Tuesday, February 8, 2011

The Circle of Editing

Right now, I am working on editing Twisted and man, if you think it’s easier now that the story is finished, you’ve got another thing coming. When writing, it’s important to remember that, really, the story isn’t completely finished until it’s being shipped out to stores. There will always be edits, edits and edits again. And even then, if you happen to become as rich and famous as Spielberg you can fiddle with the source material. However, I’m banking on the assumption that most of us won’t be and, in any case, most of us are just concerned with getting the story done and out. Though I am more of a writer than an editor, as a writer I have to do both. Skulljuggler has helped me edit a lot of my stuff and she’s broken it down into four parts, book edits, chapter edits, scene edits and line edits. (Be sure to check out her companion blog on the topic.)

Book edits are just like they sound. They are the easiest edits and the hardest ones. You read the whole book and you think about it what the book needs and if you’ve gotten across what you wanted to get across and if you have all the scenes you need or if you have more scenes than you need. If you know exactly what kind of story you have in mind, then this part can be easy. If you’re not sure what you want to do exactly, now is the time to start thinking about it but you don’t and probably shouldn’t make a definite ironclad decision right there and then. The hard thing with book edits is getting hung up on phrasing or sentence structure and you need to learn to not pay attention. No, seriously. Don’t. Worrying about the nitty gritty stuff like that will come later. Right now, you’re just looking at the story as a whole.

Chapter edits and scene edits are pretty much the same as book edits but here there’s an extra step added. In chapter and scene edits you actually get right in there and revise, again, not for sentence structure, but so that the story fits with what you want. Here is also where you add chapters or scenes where you think you need them. Not sure if you do or not? Add it anyway. You can take away chapters/scenes here, too but don’t delete them. You can always use that material later, and if you change your mind, a deleted chapter is just going to cause massive amounts of frustration.

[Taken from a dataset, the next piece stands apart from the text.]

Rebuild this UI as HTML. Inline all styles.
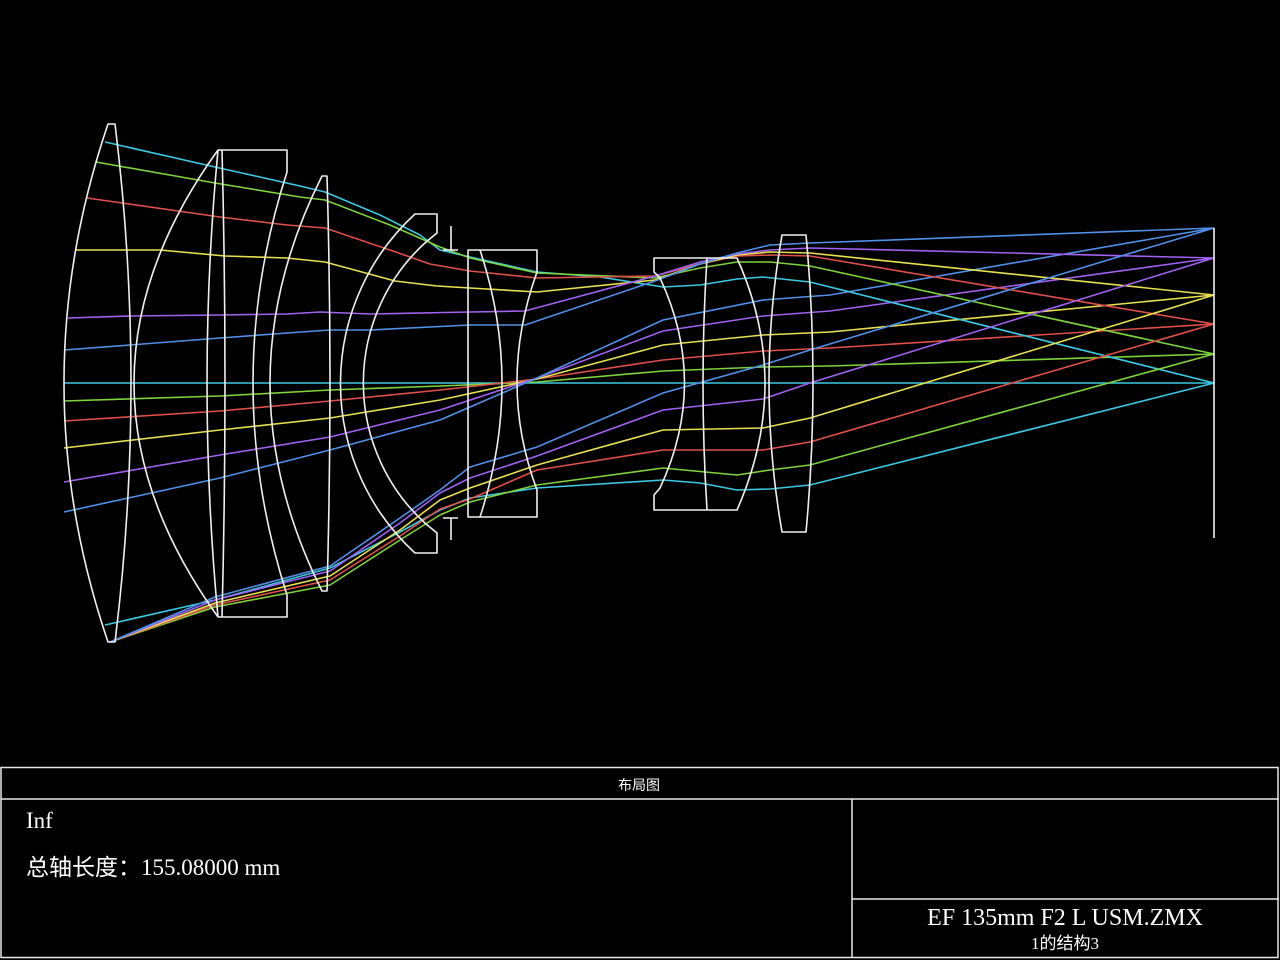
<!DOCTYPE html>
<html><head><meta charset="utf-8"><style>
html,body{margin:0;padding:0;background:#000;width:1280px;height:960px;overflow:hidden}
svg{display:block}
</style></head><body>
<svg width="1280" height="960" viewBox="0 0 1280 960" xmlns="http://www.w3.org/2000/svg">
<rect width="1280" height="960" fill="#000"/>
<g fill="none" stroke-width="1.6" stroke-linejoin="round">
<polyline stroke="#3cc8e0" points="64,383 1214,383"/>
<polyline stroke="#7ed23c" points="64,401 220,396 330,390 440,386 537,382 663,371 763,367 830,366 1214,354"/>
<polyline stroke="#e0504a" points="64,421 220,411 330,401 440,390 537,379 663,360 763,351 830,348 1214,324"/>
<polyline stroke="#e8e050" points="64,448 220,430 330,418 440,400 537,379 663,345 763,335 830,332 1214,295"/>
<polyline stroke="#a060f0" points="64,482 220,455 330,437 440,410 537,378 663,331 763,316 830,311 1214,258"/>
<polyline stroke="#5090e8" points="64,512 220,478 330,450 440,420 537,378 663,320 763,300 830,295 1214,228"/>
<polyline stroke="#3cc8e0" points="105,142 215,167 300,186 325,192 380,215 420,235 440,250 470,257 537,272 600,277 663,287 700,285 737,279 763,277 810,282 1214,383"/>
<polyline stroke="#7ed23c" points="96,162 215,183 300,197 325,200 390,225 440,247 470,258 537,273 655,278 700,268 737,262 770,262 810,266 1214,354"/>
<polyline stroke="#e0504a" points="87,198 220,217 287,225 325,228 390,250 430,264 470,271 537,278 655,276 700,264 737,256 770,255 810,256 1214,324"/>
<polyline stroke="#e8e050" points="76,250 160,250 225,256 287,258 325,262 395,281 437,286 470,288 537,292 655,280 700,264 737,255 770,252 810,253 1214,295"/>
<polyline stroke="#a060f0" points="68,318 130,316 220,315 287,314 320,312 370,314 470,312 525,311 655,276 700,262 737,254 770,250 810,248 1214,258"/>
<polyline stroke="#5090e8" points="64,350 130,345 220,338 287,333 330,330 370,330 470,325 525,325 655,281 700,264 737,253 770,245 810,243 1214,228"/>
<polyline stroke="#3cc8e0" points="105,625 215,600 287,580 330,568 400,532 440,510 470,498 537,488 663,480 700,483 737,490 770,489 810,485 1214,383"/>
<polyline stroke="#7ed23c" points="110,642 215,607 330,585 400,540 440,515 470,502 537,485 663,468 737,475 770,470 810,465 1214,354"/>
<polyline stroke="#e0504a" points="110,642 215,605 330,580 400,536 440,509 470,499 537,470 663,450 763,450 810,442 1214,324"/>
<polyline stroke="#e8e050" points="110,642 215,603 330,576 400,530 440,500 470,488 537,465 663,430 763,428 810,418 1214,295"/>
<polyline stroke="#a060f0" points="110,642 215,600 330,571 400,523 440,493 470,478 537,456 663,410 763,399 810,383 1214,258"/>
<polyline stroke="#5090e8" points="110,642 215,597 330,566 400,518 440,490 470,467 537,447 663,393 763,365 810,350 1214,228"/>
</g>
<g fill="none" stroke="#f0f0f0" stroke-width="1.6" stroke-linejoin="round">
<path d="M108,124 L115,124 Q147,383 115,642 L108,642 Q20,383 108,124 Z"/>
<path d="M218,150 Q50,383 218,617"/>
<path d="M218,150 Q196,383 218,617"/>
<path d="M218,150 L222,150 L287,150 L287,172 Q219,383 287,595 L287,617 L218,617"/>
<path d="M222,150 Q228,383 222,617"/>
<path d="M322,176 L327,176 Q333,383 327,591 L322,591 Q218,383 322,176 Z"/>
<path d="M415,214 L437,214 L437,233 L426,242 A190,190 0 0 0 426,524 L437,533 L437,553 L415,553 A230,230 0 0 1 415,214 Z"/>
<path d="M451,226 L451,250 M443,250 L458,250 M451,518 L451,540 M443,518 L458,518"/>
<path d="M468,250 L537,250 L537,272 Q497,383 537,490 L537,517 L468,517 Z"/>
<path d="M480,250 Q524,383 480,517"/>
<path d="M654,258 L737,258 Q793,383 737,510 L654,510 L654,495 L660,488 Q709,383 660,278 L654,272 Z"/>
<path d="M707,258 Q699,383 707,510"/>
<path d="M782,235 L806,235 Q820,383 806,532 L782,532 Q756,383 782,235 Z"/>
<path d="M1214,228 L1214,538"/>
</g>
<g fill="none" stroke="#e8e8e8" stroke-width="1.5">
<rect x="1" y="767.5" width="1277" height="190"/>
<line x1="1" y1="799" x2="1279" y2="799"/>
<line x1="852" y1="799" x2="852" y2="958"/>
<line x1="852" y1="899" x2="1279" y2="899"/>
</g>
<g fill="#fff">
<text x="639" y="790" font-family="'Liberation Sans','Noto Sans CJK SC',sans-serif" font-size="14" text-anchor="middle">布局图</text>
<text x="26" y="828" font-family="'Liberation Serif','Noto Serif CJK SC',serif" font-size="23">Inf</text>
<text x="26" y="875" font-family="'Liberation Serif','Noto Sans CJK SC',serif" font-size="23">总轴长度：155.08000 mm</text>
<text x="1065" y="925" font-family="'Liberation Serif',serif" font-size="24" text-anchor="middle">EF 135mm F2 L USM.ZMX</text>
<text x="1065" y="949" font-family="'Liberation Serif','Noto Sans CJK SC',serif" font-size="17" text-anchor="middle">1的结构3</text>
</g>
</svg>
</body></html>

This kind of editing can also be the most time draining because adding or changing scenes/chapters can add a ripple effect. For example, you have your character do something really cool in this new scene, but this really cool thing majorly affects the way other scenes flow so you end up having to change them too. The ripple goes backwards as well as forwards so often you have to change the beginning of your narrative as well which just causes more ripples and between one breath and another, you’ve got an almost completely different story than you started with. This can be good or bad but at this stage, don’t worry about it.

Also, though I’ve clumped these two stages together remember to take them one at a time. First look at the chapter and see if there is anything that needs to be fixed and then fix it scene by scene. Another word of advice, in relation to the ripple, is that don’t try to stop the ripple. What I mean is, don’t try to force your story back onto the path that it was in before. Try to take all the implications of what changed and go with it, even though a lot may change from what you’d originally written.

Finally, there are line edits. Line edits are more than just fixing grammar/spelling mistakes and awkward sentence structures. Here is where you thread in lines of your theme, where you perfect character voice. This is where you fine tune every sentence and phrase so that your book is the best that it can be, you say exactly what you want to say in the best way you know how to say it. This can be the most fun out of all the editing stages because by this time you know your character and plot really well. This is the place you can play with words and just have fun.

So line editing is done. The last i is dotted, the last t is crossed. Now what? Now you go right back to book editing, or global editing as Skulljuggler calls it. This is to make sure you have your book exactly how you want it. You may find that, yay, you do! In which case it’s time to ship it out to perspective agents/publishers/what-have-you. You may find out that you still need to fix some stuff and then you go right back into chapter/scene and line edits. There is a real danger here, though of it becoming an endless cycle of editing. Sometimes you just have to take a deep breath and let go and work on something else. It’ll be okay, no really. Unless you want to keep writing the same book forever at some point you have to say, this is it. When you’re finally done, take a deep breath, congratulate yourself and start right in on something else. With luck you’ll get an agent and get to go right back into editing.